8. Scalability and Performance:
   • Horizontal Scaling: Elasticsearch scales horizontally, meaning you can add more nodes to the cluster to distribute the load and data.
   • Load Balancing: Read and write requests are automatically load balanced across the nodes in the cluster, with considerations for shard location and node health.

Near Real-Time (NRT) Search in ES

Elasticsearch achieves Near Real-Time (NRT) search through a combination of techniques and architectural choices, primarily focusing on how data is indexed and made available for search. Here’s a technical breakdown:

1. Inverted Index:
   • At its core, Elasticsearch uses an inverted index, which is particularly efficient for quick text search. An inverted index lists all unique words that appear in any document and identifies all documents each word occurs in.
   • When a document is indexed in Elasticsearch, it is converted into a set of tokens which are then stored in the inverted index.
2. Lucene Index:
   • Elasticsearch is built on top of Apache Lucene, a high-performance text search engine library. Lucene maintains an index for each field in a document. These indexes are then used in executing search queries.
   • The Lucene index is divided into segments, which are immutable. When new data is indexed, Lucene writes it to an in-memory buffer. Periodically, this buffer is flushed to create new segments.
3. Refresh Interval:
   • The refresh interval in Elasticsearch is a key factor in its NRT capabilities. The refresh process makes newly indexed documents available for search.
   • By default, this interval is set to 1 second. This means that documents indexed in Elasticsearch will, on average, become searchable within one second.
   • The refresh interval can be configured based on the requirements of the application using Elasticsearch.
4. Transactional Log:
   • When a document is indexed, it is first written to a transaction log. This ensures durability and provides a mechanism to recover not yet committed data in case of a crash.
   • After a crash, Elasticsearch can recover data from this log, ensuring no data loss.
5. Doc Values and Field Data Cache:
   • For aggregations and sorting, Elasticsearch uses Doc Values, which are a columnar data representation format where each column contains the values of a single field of the documents.
   • Field data cache is used for text fields to support aggregations and sorting. This data structure is built on the fly and can be memory intensive.
6. Segment Merging:
   • Over time, Elasticsearch merges smaller segments into larger ones in the background. This process is resource-intensive but necessary for maintaining search performance.
   • Merging helps to keep the index size under control and improves query performance by reducing the number of segments that must be searched.
7. Distributed Architecture:
   • Elasticsearch’s distributed nature allows for horizontal scaling. This means that as data and query volume grows, more nodes can be added to distribute the load effectively.
8. Optimization for Read and Write:
   • Elasticsearch optimizes for both read and write operations. Write operations are fast because of the use of in-memory buffers and the eventual flushing of these buffers to create new segments.
   • Read operations are fast because of the efficient data structures like the inverted index and the use of caches.

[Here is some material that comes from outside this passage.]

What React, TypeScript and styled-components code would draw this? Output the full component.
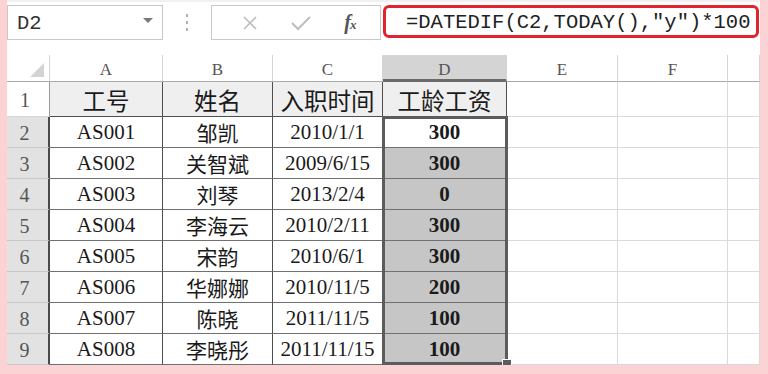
import React from 'react';
import styled, { createGlobalStyle, css } from 'styled-components';

const GlobalStyle = createGlobalStyle`
  html, body {
    margin: 0;
    padding: 0;
    background: #fbd3d5;
  }
`;

const SERIF = `"Liberation Serif", "Noto Sans CJK SC", serif`;
const CJK = `"Noto Sans CJK SC", "Liberation Serif", sans-serif`;
const MONO = `"Liberation Mono", "DejaVu Sans Mono", monospace`;

const Frame = styled.div`
  width: 768px;
  height: 374px;
  box-sizing: border-box;
  padding: 0 8px 9px 7px;
  background: #fbd3d5;
  overflow: hidden;
`;

const Sheet = styled.div`
  background: #ffffff;
  height: 100%;
  display: flex;
  flex-direction: column;
  overflow: hidden;
`;

const FormulaBar = styled.div`
  display: flex;
  align-items: flex-start;
  height: 38px;
  padding-top: 3px;
  margin-bottom: 17px;
  box-sizing: border-box;
  border-top: 2px solid #f1f1f1;
`;

const NameBox = styled.div`
  width: 156px;
  height: 35px;
  box-sizing: border-box;
  border: 1px solid #c9c9c9;
  display: flex;
  align-items: center;
  justify-content: space-between;
  padding: 2px 9px 0 9px;
  font-family: ${MONO};
  font-size: 20.5px;
  color: #333;
`;

const DropArrow = styled.span`
  width: 0;
  height: 0;
  border-left: 5px solid transparent;
  border-right: 5px solid transparent;
  border-top: 5px solid #7a7a7a;
  margin-top: -6px;
`;

const Grip = styled.div`
  width: 48px;
  height: 35px;
  display: flex;
  flex-direction: column;
  align-items: center;
  justify-content: center;
  gap: 4px;
`;

const GripDot = styled.span`
  width: 2px;
  height: 3px;
  background: #b0b0b0;
`;

const FxBox = styled.div`
  width: 170px;
  height: 35px;
  box-sizing: border-box;
  border: 1px solid #c9c9c9;
  display: flex;
  align-items: center;
  justify-content: space-around;
  padding: 0 8px 0 14px;
`;

const FxLabel = styled.span`
  font-family: ${SERIF};
  font-style: italic;
  font-weight: bold;
  font-size: 20px;
  color: #555;
  letter-spacing: -1px;
  small {
    font-size: 13px;
  }
`;

const FormulaInput = styled.div`
  flex: 1;
  margin: 0 1px 0 2px;
  height: 33px;
  box-sizing: border-box;
  border: 3px solid #e0232c;
  border-radius: 6px;
  display: flex;
  align-items: center;
  padding: 1px 0 0 20px;
  font-family: ${MONO};
  font-size: 20.5px;
  color: #222;
  white-space: nowrap;
`;

const GridWrap = styled.div`
  position: relative;
`;

const Grid = styled.div`
  display: grid;
  grid-template-columns: 43px 113px 110px 110px 124px 111px 110px 1fr;
  grid-template-rows: 27px 35px repeat(8, 31px);
`;

type Kind = 'corner' | 'col' | 'row' | 'title' | 'data' | 'empty';

const Cell = styled.div<{
  $kind: Kind;
  $on?: boolean;
  $fill?: boolean;
  $bold?: boolean;
  $cjk?: boolean;
  $dark?: boolean;
}>`
  box-sizing: border-box;
  display: flex;
  align-items: center;
  justify-content: center;
  white-space: nowrap;
  overflow: hidden;
  border-right: 1px solid #dadada;
  border-bottom: 1px solid #dadada;
  color: #1a1a1a;
  font-family: ${(p) => (p.$cjk ? CJK : SERIF)};
  font-size: 21px;
  font-weight: ${(p) => (p.$bold ? 'bold' : 'normal')};

  ${(p) =>
    p.$kind === 'corner' &&
    css`
      position: relative;
      border-right-color: #d6d6d6;
      border-bottom-color: #a9a9a9;
    `}

  ${(p) =>
    p.$kind === 'col' &&
    css`
      padding-top: 4px;
      font-size: 17px;
      color: #555;
      border-right-color: #d6d6d6;
      border-bottom: 1px solid #a9a9a9;
    `}

  ${(p) =>
    p.$kind === 'col' &&
    p.$on &&
    css`
      background: #d4d4d4;
      border-bottom: 3px solid #6a6a6a;
      padding-top: 6px;
    `}

  ${(p) =>
    p.$kind === 'row' &&
    css`
      padding: 3px 6px 0 0;
      font-size: 20px;
      color: #555;
      border-right: 1px solid ${p.$on ? '#4a4a4a' : '#9a9a9a'};
      border-bottom-color: ${p.$on ? '#c8c8c8' : '#d6d6d6'};
      background: ${p.$on ? '#e2e2e2' : '#ffffff'};
    `}

  ${(p) =>
    p.$kind === 'row' &&
    p.$dark &&
    css`
      border-right-width: 2px;
    `}

  ${(p) =>
    p.$kind === 'title' &&
    css`
      background: #efefef;
      font-size: 23.5px;
      padding-top: 1px;
      border-right-color: #4f4f4f;
      border-bottom-color: #4f4f4f;
    `}

  ${(p) =>
    p.$kind === 'data' &&
    css`
      border-right-color: #4f4f4f;
      border-bottom-color: #707070;
      background: ${p.$fill ? '#c6c6c6' : '#ffffff'};
    `}
`;

const CornerMark = styled.span`
  position: absolute;
  right: 5px;
  bottom: 4px;
  width: 0;
  height: 0;
  border-left: 14px solid transparent;
  border-bottom: 14px solid #d3d3d3;
`;

const Selection = styled.div`
  position: absolute;
  left: 375px;
  top: 61px;
  width: 126px;
  height: 249px;
  box-sizing: border-box;
  border: 3px solid #5c5c5c;
  pointer-events: none;
`;

const FillHandle = styled.span`
  position: absolute;
  right: -7px;
  bottom: -7px;
  width: 8px;
  height: 8px;
  background: #5c5c5c;
  border: 1px solid #ffffff;
`;

const COLS = ['A', 'B', 'C', 'D', 'E', 'F', ''];
const TITLES = ['工号', '姓名', '入职时间', '工龄工资'];

const ROWS: [string, string, string, string][] = [
  ['AS001', '邹凯', '2010/1/1', '300'],
  ['AS002', '关智斌', '2009/6/15', '300'],
  ['AS003', '刘琴', '2013/2/4', '0'],
  ['AS004', '李海云', '2010/2/11', '300'],
  ['AS005', '宋韵', '2010/6/1', '300'],
  ['AS006', '华娜娜', '2010/11/5', '200'],
  ['AS007', '陈晓', '2011/11/5', '100'],
  ['AS008', '李晓彤', '2011/11/15', '100'],
];

function Empties({ prefix }: { prefix: string }) {
  return (
    <>
      {[0, 1, 2].map((i) => (
        <Cell key={`${prefix}-e${i}`} $kind="empty" />
      ))}
    </>
  );
}

export default function App() {
  return (
    <Frame>
      <GlobalStyle />
      <Sheet>
        <FormulaBar>
          <NameBox>
            <span>D2</span>
            <DropArrow />
          </NameBox>
          <Grip>
            <GripDot />
            <GripDot />
            <GripDot />
          </Grip>
          <FxBox>
            <svg width="16" height="16" viewBox="0 0 16 16">
              <path d="M2 2 L14 14 M14 2 L2 14" stroke="#bdbdbd" strokeWidth="1.6" fill="none" />
            </svg>
            <svg width="20" height="16" viewBox="0 0 20 16">
              <path d="M1 8 L7 14 L19 2" stroke="#bdbdbd" strokeWidth="2" fill="none" />
            </svg>
            <FxLabel>
              f<small>x</small>
            </FxLabel>
          </FxBox>
          <FormulaInput>=DATEDIF(C2,TODAY(),″y″)*100</FormulaInput>
        </FormulaBar>

        <GridWrap>
          <Grid>
            <Cell $kind="corner">
              <CornerMark />
            </Cell>
            {COLS.map((c, i) => (
              <Cell key={`col-${i}`} $kind="col" $on={c === 'D'}>
                {c}
              </Cell>
            ))}

            <Cell $kind="row">1</Cell>
            {TITLES.map((t) => (
              <Cell key={t} $kind="title" $cjk>
                {t}
              </Cell>
            ))}
            <Empties prefix="r1" />

            {ROWS.map((r, i) => (
              <React.Fragment key={r[0]}>
                <Cell $kind="row" $on $dark>
                  {i + 2}
                </Cell>
                <Cell $kind="data">{r[0]}</Cell>
                <Cell $kind="data" $cjk>
                  {r[1]}
                </Cell>
                <Cell $kind="data">{r[2]}</Cell>
                <Cell $kind="data" $bold $fill={i > 0}>
                  {r[3]}
                </Cell>
                <Empties prefix={r[0]} />
              </React.Fragment>
            ))}
          </Grid>
          <Selection>
            <FillHandle />
          </Selection>
        </GridWrap>
      </Sheet>
    </Frame>
  );
}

Sharding and Replication in ES

Sharding and replication are two fundamental aspects of Elasticsearch’s architecture, enabling it to handle large datasets and maintain high availability and resilience. Here’s how they work:

Sharding

1. Purpose of Sharding:
   • Horizontal Scaling: Sharding allows Elasticsearch to distribute data across multiple nodes, enabling horizontal scaling. This means large indices that cannot fit into the storage of a single node can be broken down and stored across several nodes.
2. How Sharding Works:
   • Index Division: When an index is created in Elasticsearch, it is divided into a number of shards. This number can be specified at index creation time and cannot be changed later for that index.
   • Shard Placement: Each shard is a fully functional and independent “index” that can be hosted on any node in the cluster.
   • Document Routing: When a document is indexed, Elasticsearch uses a hash of the document’s ID to determine which shard the document will be stored in. This ensures a uniform distribution of documents across shards.
3. Types of Shards:
   • Primary Shards: The original shards where data is first stored. The number of primary shards is defined when an index is created.
   • Replica Shards: Copies of primary shards. They provide redundancy and increased data availability. Replica shards can serve read requests, thereby increasing read throughput.

Replication

1. Purpose of Replication:
   • High Availability and Fault Tolerance: Replication ensures that in the event of hardware failure or node loss, no data is lost and the search and indexing operations can continue without interruption.
   • Increased Read Throughput: Replica shards can serve read requests (search and retrieve operations), thus increasing the read capacity of the system.
2. How Replication Works:
   • Automatic Replica Creation: When an index is created, Elasticsearch not only creates the primary shards but also creates replica shards based on the specified replication factor.
   • Dynamic Replica Allocation: Replica shards are distributed across different nodes than their corresponding primary shards. Elasticsearch dynamically manages the placement of replica shards to ensure even distribution across the cluster.
   • Synchronization: When a document is indexed in a primary shard, the same operation is replicated to all of its corresponding replica shards. This replication is near real-time, ensuring that replica shards are almost always synchronized with the primary shards.
   • Failover Process: If a node holding a primary shard fails, one of the replica shards (from another node) is promoted to a primary shard. Elasticsearch then creates a new replica shard on a different node to maintain the desired level of replication.
3. Consistency and Performance:
   • Write Consistency: Elasticsearch ensures write consistency by confirming that write operations are successfully committed on the primary and a configurable number of replica shards before acknowledging the write operation.
   • Read Performance: Since replica shards can handle read requests, they can be used to balance the read load, improving overall read performance.